Pages as source code:

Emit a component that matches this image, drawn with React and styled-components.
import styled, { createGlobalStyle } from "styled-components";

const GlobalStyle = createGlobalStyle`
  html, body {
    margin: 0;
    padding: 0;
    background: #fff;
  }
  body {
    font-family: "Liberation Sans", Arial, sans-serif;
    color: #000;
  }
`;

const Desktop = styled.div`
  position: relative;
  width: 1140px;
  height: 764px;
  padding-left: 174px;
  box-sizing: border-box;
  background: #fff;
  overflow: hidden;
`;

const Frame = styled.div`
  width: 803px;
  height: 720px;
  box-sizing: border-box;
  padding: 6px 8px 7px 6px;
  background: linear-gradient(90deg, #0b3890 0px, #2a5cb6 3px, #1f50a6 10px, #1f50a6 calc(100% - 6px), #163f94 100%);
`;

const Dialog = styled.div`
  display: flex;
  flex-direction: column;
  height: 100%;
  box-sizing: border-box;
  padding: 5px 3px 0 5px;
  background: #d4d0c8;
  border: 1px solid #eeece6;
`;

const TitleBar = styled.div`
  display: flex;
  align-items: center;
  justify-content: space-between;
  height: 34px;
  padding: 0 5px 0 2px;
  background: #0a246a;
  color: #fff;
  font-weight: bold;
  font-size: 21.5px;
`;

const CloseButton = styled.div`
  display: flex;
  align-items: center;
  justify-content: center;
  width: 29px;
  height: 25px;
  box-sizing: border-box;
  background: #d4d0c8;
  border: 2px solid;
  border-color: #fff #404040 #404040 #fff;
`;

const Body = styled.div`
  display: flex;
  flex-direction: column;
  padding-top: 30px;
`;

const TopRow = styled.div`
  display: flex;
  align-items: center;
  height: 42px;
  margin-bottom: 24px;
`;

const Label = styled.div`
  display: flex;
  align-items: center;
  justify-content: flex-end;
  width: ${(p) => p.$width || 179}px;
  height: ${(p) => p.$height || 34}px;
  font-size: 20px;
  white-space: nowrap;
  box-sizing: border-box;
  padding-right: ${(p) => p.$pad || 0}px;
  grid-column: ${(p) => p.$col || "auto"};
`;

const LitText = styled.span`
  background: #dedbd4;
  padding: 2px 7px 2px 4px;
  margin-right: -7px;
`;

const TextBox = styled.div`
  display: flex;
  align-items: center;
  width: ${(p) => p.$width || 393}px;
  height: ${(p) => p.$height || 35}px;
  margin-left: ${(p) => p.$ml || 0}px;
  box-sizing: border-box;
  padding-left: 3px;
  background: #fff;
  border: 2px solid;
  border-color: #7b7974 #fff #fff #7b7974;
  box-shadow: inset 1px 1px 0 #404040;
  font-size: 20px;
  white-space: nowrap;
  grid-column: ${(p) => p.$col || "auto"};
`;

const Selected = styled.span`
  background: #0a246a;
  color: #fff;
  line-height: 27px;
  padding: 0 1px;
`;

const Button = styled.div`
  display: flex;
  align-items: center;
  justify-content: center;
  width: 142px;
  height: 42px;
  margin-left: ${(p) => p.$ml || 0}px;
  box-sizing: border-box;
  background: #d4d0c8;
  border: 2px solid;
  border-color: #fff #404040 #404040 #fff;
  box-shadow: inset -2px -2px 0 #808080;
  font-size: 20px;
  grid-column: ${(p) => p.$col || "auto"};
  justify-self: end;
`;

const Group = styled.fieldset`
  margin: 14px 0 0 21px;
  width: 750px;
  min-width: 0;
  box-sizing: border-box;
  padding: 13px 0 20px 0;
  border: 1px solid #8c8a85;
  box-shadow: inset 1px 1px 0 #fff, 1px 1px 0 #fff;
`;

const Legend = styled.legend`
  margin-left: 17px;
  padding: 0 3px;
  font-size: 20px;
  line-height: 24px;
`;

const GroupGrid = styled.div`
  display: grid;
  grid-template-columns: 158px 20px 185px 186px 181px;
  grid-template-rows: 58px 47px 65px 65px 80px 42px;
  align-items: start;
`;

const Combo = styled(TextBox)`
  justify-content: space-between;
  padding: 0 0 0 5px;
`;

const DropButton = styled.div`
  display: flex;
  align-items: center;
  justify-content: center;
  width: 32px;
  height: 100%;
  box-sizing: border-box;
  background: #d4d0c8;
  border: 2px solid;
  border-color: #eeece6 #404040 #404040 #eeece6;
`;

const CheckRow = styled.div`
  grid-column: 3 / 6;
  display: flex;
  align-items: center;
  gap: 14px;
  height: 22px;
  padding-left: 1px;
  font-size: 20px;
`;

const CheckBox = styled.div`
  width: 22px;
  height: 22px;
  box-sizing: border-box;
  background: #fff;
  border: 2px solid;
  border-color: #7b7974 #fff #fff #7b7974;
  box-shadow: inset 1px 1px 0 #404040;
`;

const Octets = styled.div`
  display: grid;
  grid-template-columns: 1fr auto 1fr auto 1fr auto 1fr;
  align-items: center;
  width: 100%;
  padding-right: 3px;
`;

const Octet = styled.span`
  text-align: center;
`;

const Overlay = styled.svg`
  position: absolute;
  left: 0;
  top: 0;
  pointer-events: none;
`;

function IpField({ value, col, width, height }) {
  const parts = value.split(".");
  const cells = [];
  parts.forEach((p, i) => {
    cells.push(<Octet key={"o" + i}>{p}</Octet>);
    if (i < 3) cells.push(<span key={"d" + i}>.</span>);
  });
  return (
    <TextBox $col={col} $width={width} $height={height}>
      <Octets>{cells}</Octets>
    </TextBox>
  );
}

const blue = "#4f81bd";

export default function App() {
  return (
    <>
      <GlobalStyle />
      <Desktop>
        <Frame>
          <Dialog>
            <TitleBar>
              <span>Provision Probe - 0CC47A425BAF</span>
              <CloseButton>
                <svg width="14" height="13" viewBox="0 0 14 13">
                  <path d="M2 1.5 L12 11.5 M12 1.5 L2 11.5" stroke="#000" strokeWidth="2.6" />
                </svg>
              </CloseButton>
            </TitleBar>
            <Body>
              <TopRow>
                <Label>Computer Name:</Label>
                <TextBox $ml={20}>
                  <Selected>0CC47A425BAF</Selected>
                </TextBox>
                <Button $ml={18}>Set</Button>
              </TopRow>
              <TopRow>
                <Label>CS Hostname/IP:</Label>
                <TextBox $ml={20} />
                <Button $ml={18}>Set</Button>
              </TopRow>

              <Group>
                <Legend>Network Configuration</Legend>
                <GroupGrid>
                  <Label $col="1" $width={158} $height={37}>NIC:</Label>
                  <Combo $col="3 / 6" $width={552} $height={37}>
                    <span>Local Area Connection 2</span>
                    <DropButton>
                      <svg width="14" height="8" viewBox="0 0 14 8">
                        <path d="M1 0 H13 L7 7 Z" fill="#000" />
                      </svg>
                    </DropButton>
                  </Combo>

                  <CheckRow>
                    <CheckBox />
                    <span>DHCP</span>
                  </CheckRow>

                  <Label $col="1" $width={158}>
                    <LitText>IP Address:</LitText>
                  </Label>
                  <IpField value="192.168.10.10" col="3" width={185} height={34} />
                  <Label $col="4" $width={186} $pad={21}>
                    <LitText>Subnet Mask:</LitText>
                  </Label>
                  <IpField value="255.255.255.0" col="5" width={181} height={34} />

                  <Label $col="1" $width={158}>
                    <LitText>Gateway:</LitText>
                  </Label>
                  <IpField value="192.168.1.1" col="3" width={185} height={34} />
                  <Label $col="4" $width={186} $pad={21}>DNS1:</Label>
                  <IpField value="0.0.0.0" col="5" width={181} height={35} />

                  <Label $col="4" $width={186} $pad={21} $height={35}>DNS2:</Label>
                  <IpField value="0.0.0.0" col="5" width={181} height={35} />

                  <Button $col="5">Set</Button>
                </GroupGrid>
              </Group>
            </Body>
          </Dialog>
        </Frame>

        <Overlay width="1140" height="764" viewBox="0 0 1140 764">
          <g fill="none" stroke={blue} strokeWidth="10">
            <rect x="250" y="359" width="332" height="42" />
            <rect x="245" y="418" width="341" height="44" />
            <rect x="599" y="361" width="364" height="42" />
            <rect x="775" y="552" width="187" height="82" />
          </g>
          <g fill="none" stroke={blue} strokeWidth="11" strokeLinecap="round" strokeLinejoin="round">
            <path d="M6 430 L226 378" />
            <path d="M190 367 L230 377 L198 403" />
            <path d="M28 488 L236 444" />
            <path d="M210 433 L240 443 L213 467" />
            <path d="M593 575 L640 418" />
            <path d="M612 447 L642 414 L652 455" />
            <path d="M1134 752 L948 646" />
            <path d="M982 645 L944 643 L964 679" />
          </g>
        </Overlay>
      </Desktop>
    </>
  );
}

==

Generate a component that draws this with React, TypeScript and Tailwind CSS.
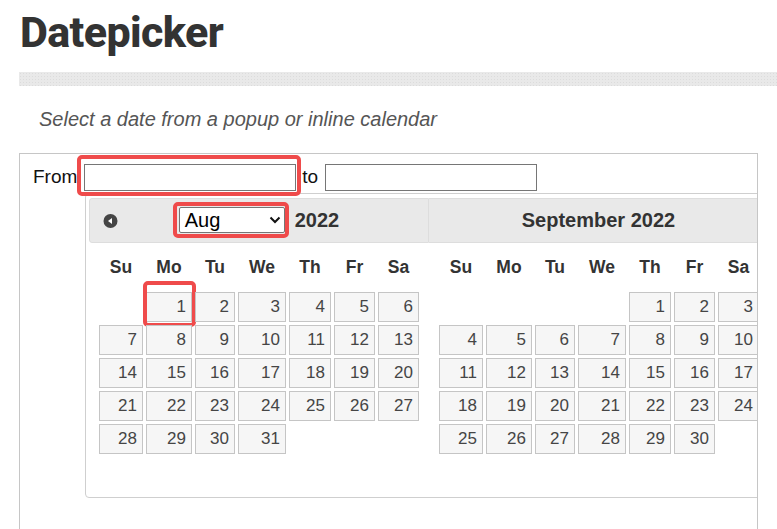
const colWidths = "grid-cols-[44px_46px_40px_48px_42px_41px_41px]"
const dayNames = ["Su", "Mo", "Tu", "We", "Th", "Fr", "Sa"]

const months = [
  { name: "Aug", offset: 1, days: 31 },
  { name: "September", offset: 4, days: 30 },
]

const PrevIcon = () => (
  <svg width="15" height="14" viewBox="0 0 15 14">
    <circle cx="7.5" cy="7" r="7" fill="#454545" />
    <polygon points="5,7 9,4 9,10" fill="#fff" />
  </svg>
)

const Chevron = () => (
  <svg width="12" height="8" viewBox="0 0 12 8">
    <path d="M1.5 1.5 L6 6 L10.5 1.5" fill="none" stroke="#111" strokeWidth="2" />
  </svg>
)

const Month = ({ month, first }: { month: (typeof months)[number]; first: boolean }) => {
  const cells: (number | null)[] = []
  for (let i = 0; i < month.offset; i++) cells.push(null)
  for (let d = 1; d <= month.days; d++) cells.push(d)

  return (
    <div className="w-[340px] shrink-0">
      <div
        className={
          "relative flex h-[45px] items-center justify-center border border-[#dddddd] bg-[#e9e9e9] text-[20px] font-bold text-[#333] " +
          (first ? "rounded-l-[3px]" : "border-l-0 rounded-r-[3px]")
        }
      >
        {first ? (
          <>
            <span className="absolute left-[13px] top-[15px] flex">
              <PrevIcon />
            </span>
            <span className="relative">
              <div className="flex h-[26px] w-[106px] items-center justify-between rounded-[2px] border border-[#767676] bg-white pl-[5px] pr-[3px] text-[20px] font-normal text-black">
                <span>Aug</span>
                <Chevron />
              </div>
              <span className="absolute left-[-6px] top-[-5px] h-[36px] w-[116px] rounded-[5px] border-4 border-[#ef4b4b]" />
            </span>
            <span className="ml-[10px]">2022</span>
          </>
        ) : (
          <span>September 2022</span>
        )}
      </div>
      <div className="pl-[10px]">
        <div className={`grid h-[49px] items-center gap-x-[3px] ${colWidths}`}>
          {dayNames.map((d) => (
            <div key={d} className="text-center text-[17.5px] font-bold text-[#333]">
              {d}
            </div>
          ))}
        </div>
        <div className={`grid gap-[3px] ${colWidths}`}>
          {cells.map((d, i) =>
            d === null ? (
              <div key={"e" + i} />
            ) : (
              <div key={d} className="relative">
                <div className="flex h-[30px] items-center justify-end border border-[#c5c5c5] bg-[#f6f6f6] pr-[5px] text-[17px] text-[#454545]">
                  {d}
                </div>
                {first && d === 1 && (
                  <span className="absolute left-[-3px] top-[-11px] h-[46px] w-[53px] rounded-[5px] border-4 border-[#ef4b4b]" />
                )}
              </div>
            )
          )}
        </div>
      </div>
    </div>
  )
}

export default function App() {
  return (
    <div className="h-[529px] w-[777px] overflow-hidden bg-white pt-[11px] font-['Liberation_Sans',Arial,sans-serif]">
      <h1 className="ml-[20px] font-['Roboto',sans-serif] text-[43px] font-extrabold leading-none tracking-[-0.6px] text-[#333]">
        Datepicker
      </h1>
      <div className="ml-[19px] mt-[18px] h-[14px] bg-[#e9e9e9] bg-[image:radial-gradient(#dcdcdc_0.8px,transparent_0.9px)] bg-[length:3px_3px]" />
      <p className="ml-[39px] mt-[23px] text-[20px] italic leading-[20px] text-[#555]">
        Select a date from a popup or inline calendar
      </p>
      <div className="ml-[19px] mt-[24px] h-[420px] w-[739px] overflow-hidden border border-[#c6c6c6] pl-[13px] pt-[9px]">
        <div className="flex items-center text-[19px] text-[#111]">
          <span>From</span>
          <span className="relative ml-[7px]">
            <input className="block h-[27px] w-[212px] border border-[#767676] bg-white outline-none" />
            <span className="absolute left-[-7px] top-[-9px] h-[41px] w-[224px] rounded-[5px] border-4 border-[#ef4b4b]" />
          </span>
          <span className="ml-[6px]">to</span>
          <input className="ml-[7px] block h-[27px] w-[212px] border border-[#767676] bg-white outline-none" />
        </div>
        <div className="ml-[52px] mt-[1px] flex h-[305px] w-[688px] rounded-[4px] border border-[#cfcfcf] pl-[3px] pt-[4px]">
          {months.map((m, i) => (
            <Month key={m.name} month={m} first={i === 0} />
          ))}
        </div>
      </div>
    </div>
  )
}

• _Goal of the exercise_
Filter the entries down to the lines containing "that". Copy each of those lines.

• _Completed task_
Emit a component that matches this image, drawn with React and styled-components.
Generate a component that draws this with React, TypeScript and Tailwind CSS.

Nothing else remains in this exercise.